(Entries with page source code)
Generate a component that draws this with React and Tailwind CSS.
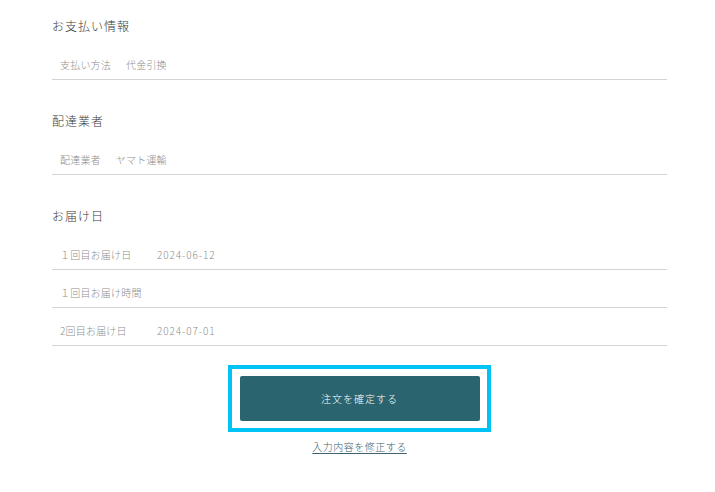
import React from "react";

const font = { fontFamily: '"Noto Sans CJK JP", "Noto Sans", sans-serif' };

function Heading({ children, className = "" }) {
  return (
    <h2 className={`text-[12px] leading-[18px] tracking-[1px] text-[#3a3a3a] font-light mb-[7px] ${className}`}>
      {children}
    </h2>
  );
}

function Row({ label, value, labelWidth }) {
  return (
    <div className="flex items-center h-[38px] pt-[17px] pb-[8px] border-b border-[#d4d4d4] pl-[8px] text-[10px] leading-[12px] tracking-[0.2px] text-[#8e8e8e] font-light">
      <span className={labelWidth ? "w-[97px] shrink-0" : "mr-[15px]"}>{label}</span>
      {value && <span className={labelWidth ? "tracking-[0.9px]" : ""}>{value}</span>}
    </div>
  );
}

export default function App() {
  return (
    <div className="w-[715px] h-[492px] bg-white" style={font}>
      <div className="ml-[52px] w-[615px] pt-[17px]">
        <Heading>お支払い情報</Heading>
        <Row label="支払い方法" value="代金引換" />

        <Heading className="mt-[32px]">配達業者</Heading>
        <Row label="配達業者" value="ヤマト運輸" />

        <Heading className="mt-[32px]">お届け日</Heading>
        <Row label="１回目お届け日" value="2024-06-12" labelWidth />
        <Row label="１回目お届け時間" labelWidth />
        <Row label="2回目お届け日" value="2024-07-01" labelWidth />

        <div className="flex flex-col items-center mt-[19px]">
          <div className="w-[263px] h-[67px] border-[4px] border-[#00c2f5] flex items-center justify-center">
            <button className="w-[240px] h-[45px] rounded-[2px] bg-[#29646f] text-white text-[10px] tracking-[1px] font-light">
              注文を確定する
            </button>
          </div>
          <a className="mt-[8px] text-[10px] leading-[14px] tracking-[0.5px] text-[#3d6272] underline underline-offset-[2px] font-light">
            入力内容を修正する
          </a>
        </div>
      </div>
    </div>
  );
}
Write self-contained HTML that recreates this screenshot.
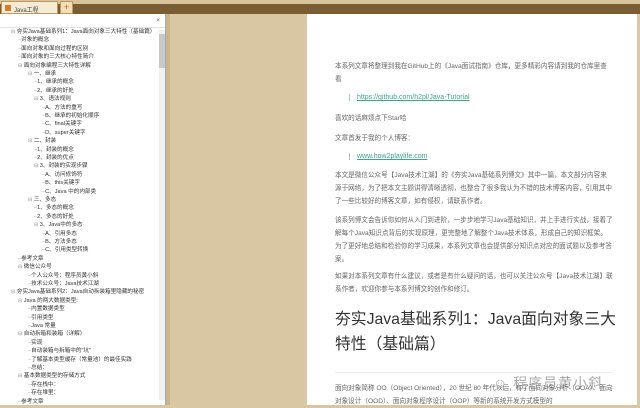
<!DOCTYPE html>
<html><head><meta charset="utf-8"><style>
*{margin:0;padding:0;box-sizing:border-box}
body{width:640px;height:405px;overflow:hidden;background:#d9c6a2;font-family:"Liberation Sans","Noto Sans CJK SC",sans-serif;position:relative}
.top{position:absolute;left:0;top:0;width:640px;height:5px;background:#d8c49a}
.bar{position:absolute;left:0;top:4px;width:640px;height:10px;background:#7b5d34}
.tab{position:absolute;left:1px;top:1px;width:57px;height:13px;background:#f6ecd6;border:1px solid #b89a66;font-size:6px;color:#444;padding:3px 0 0 12px}
.tab i{position:absolute;left:3px;top:3px;width:6px;height:6px;background:#e07a2a}
.plus{position:absolute;left:60px;top:1px;width:13px;height:13px;background:#f3dfb5;border:1px solid #b89a66;font-size:9px;line-height:10px;text-align:center;color:#c07020}
.left{position:absolute;left:0;top:14px;width:166px;height:391px;background:#fff;border-right:1px solid #aaa}
.hdr{height:14px;border-bottom:1px solid #e2e2e2;font-size:6px;color:#555;text-align:right;padding:4px 5px 0 0}
.row{position:absolute;font-size:5.6px;color:#333;white-space:nowrap;height:8px;line-height:8px}
.sb{position:absolute;left:159px;top:30px;width:6px;height:370px;background:#f0f0f0}
.sb div{position:absolute;left:0;top:4px;width:6px;height:34px;background:#c8c8c8}
.page{position:absolute;left:307px;top:14px;width:330px;height:391px;background:#fff}
.page p{position:absolute;left:28px;width:278px;font-size:6.6px;line-height:13px;color:#666}
.lk{position:absolute;left:42px;font-size:7px;color:#3aa88a;border-left:1px solid #9cc;padding-left:7px;text-decoration:underline}
h1{position:absolute;left:28px;top:293px;font-size:15.8px;line-height:25px;font-weight:normal;color:#333;width:300px;white-space:nowrap}
.hr{position:absolute;left:28px;top:358px;width:278px;height:1px;background:#eee}
.wm{position:absolute;left:186px;top:359px;font-size:14px;color:#aaa;letter-spacing:1px}
.edge{position:absolute;left:166px;top:14px;width:4px;height:391px;background:#c9b48c}
</style></head><body>
<div class="top"></div><div class="bar"></div>
<div class="tab"><i></i>Java工程师...&nbsp;&nbsp;&nbsp;×</div><div class="plus">+</div>
<div class="left"><div class="hdr">×</div></div>
<div class="edge"></div>
<div class="sb"><div></div></div>
<div id="tree"></div>
<div class="page">
<p style="top:46px">本系列文章将整理到我在GitHub上的《Java面试指南》仓库，更多精彩内容请到我的仓库里查看</p>
<div class="lk" style="top:80px">https://github.com/h2pl/Java-Tutorial</div>
<p style="top:98px">喜欢的话麻烦点下Star哈</p>
<p style="top:118px">文章首发于我的个人博客：</p>
<div class="lk" style="top:139px">www.how2playlife.com</div>
<p style="top:155px">本文是微信公众号【Java技术江湖】的《夯实Java基础系列博文》其中一篇，本文部分内容来源于网络，为了把本文主题讲得清晰透彻，也整合了很多我认为不错的技术博客内容，引用其中了一些比较好的博客文章，如有侵权，请联系作者。</p>
<p style="top:200px">该系列博文会告诉你如何从入门到进阶，一步步地学习Java基础知识，并上手进行实战，接着了解每个Java知识点背后的实现原理，更完整地了解整个Java技术体系，形成自己的知识框架。为了更好地总结和检验你的学习成果，本系列文章也会提供部分知识点对应的面试题以及参考答案。</p>
<p style="top:256px">如果对本系列文章有什么建议，或者是有什么疑问的话，也可以关注公众号【Java技术江湖】联系作者，欢迎你参与本系列博文的创作和修订。</p>
<h1>夯实Java基础系列1：Java面向对象三大<br>特性（基础篇）</h1>
<div class="hr"></div>
<div class="wm">☺ 程序员黄小斜</div>
<p style="top:368px">面向对象简称 OO（Object Oriented），20 世纪 80 年代以后，有了面向对象分析（OOA）、面向对象设计（OOD）、面向对象程序设计（OOP）等新的系统开发方式模型的</p>
</div>
<script>
var r=[[0,1,"夯实Java基础系列1：Java面向对象三大特性（基础篇）"],[1,0,"对象的概念"],[1,0,"面向对象和面向过程的区别"],[1,0,"面向对象的三大核心特性简介"],[1,1,"面向对象编程三大特性详解"],[2,1,"一、继承"],[3,0,"1、继承的概念"],[3,0,"2、继承的好处"],[3,1,"3、语法规则"],[4,0,"A、方法的重写"],[4,0,"B、继承的初始化顺序"],[4,0,"C、final关键字"],[4,0,"D、super关键字"],[2,1,"二、封装"],[3,0,"1、封装的概念"],[3,0,"2、封装的优点"],[3,1,"3、封装的实现步骤"],[4,0,"A、访问修饰符"],[4,0,"B、this关键字"],[4,0,"C、Java 中的内部类"],[2,1,"三、多态"],[3,0,"1、多态的概念"],[3,0,"2、多态的好处"],[3,1,"3、Java中的多态"],[4,0,"A、引用多态"],[4,0,"B、方法多态"],[4,0,"C、引用类型转换"],[1,0,"参考文章"],[1,1,"微信公众号"],[2,0,"个人公众号：程序员黄小斜"],[2,0,"技术公众号：Java技术江湖"],[0,1,"夯实Java基础系列2：Java自动拆装箱里隐藏的秘密"],[1,1,"Java 的两大数据类型:"],[2,0,"内置数据类型"],[2,0,"引用类型"],[2,0,"Java 常量"],[1,1,"自动拆箱和装箱（详解）"],[2,0,"实现"],[2,0,"自动装箱与拆箱中的\"坑\""],[2,0,"了解基本类型缓存（常量池）的最佳实践"],[2,0,"总结："],[1,1,"基本数据类型的存储方式"],[2,0,"存在栈中："],[2,0,"存在堆里："],[1,0,"参考文章"]];
var x=[11,18,28,34,42],h="";
r.forEach(function(e,i){var t=28+i*8.4;h+='<div class="row" style="left:'+x[e[0]]+'px;top:'+t+'px">'+(e[1]?'<span style="font-size:5px;color:#888">⊟</span> ':'<span style="color:#aaa">–</span>')+e[2]+'</div>';});
document.getElementById('tree').innerHTML=h;
</script>
</body></html>
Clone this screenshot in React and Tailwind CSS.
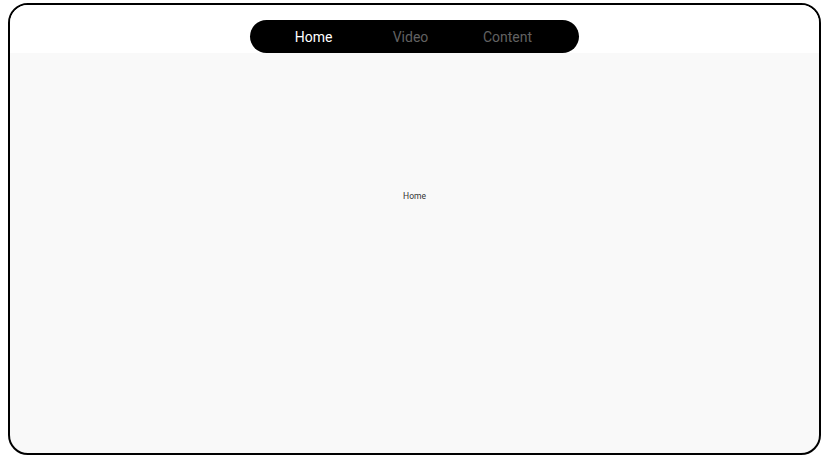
import React, { useState } from "react";

const tabs = ["Home", "Video", "Content"];

export default function App() {
  const [active, setActive] = useState("Home");

  return (
    <div
      className="w-[828px] h-[463px] bg-white pt-[3px] pl-[8px] pr-[7px] pb-[8px]"
      style={{ fontFamily: "Roboto, 'Noto Sans', sans-serif" }}
    >
      {/* Frame */}
      <div className="w-full h-full border-2 border-black rounded-[20px] overflow-hidden flex flex-col bg-[#f9f9f9]">
        {/* Header with pill nav */}
        <div className="h-[48px] shrink-0 bg-white flex justify-center items-end">
          <nav className="w-[329px] h-[33px] bg-black rounded-full flex items-center pl-[15px]">
            {tabs.map((t) => (
              <button
                key={t}
                onClick={() => setActive(t)}
                className={
                  "w-[97px] text-center text-[14px] leading-none " +
                  (active === t ? "text-white" : "text-[#626262]")
                }
              >
                {t}
              </button>
            ))}
          </nav>
        </div>

        {/* Content */}
        <div className="flex-1 flex justify-center pt-[137px]">
          <p className="text-[8.5px] text-[#333]">{active}</p>
        </div>
      </div>
    </div>
  );
}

OBJECTIVE> Show the lines from the data above that contain the string "React".

TASK RESULT>
Generate a component that draws this with React and Tailwind CSS.
import React from "react";
Clone this screenshot in React and Tailwind CSS.
import React, { useState } from "react";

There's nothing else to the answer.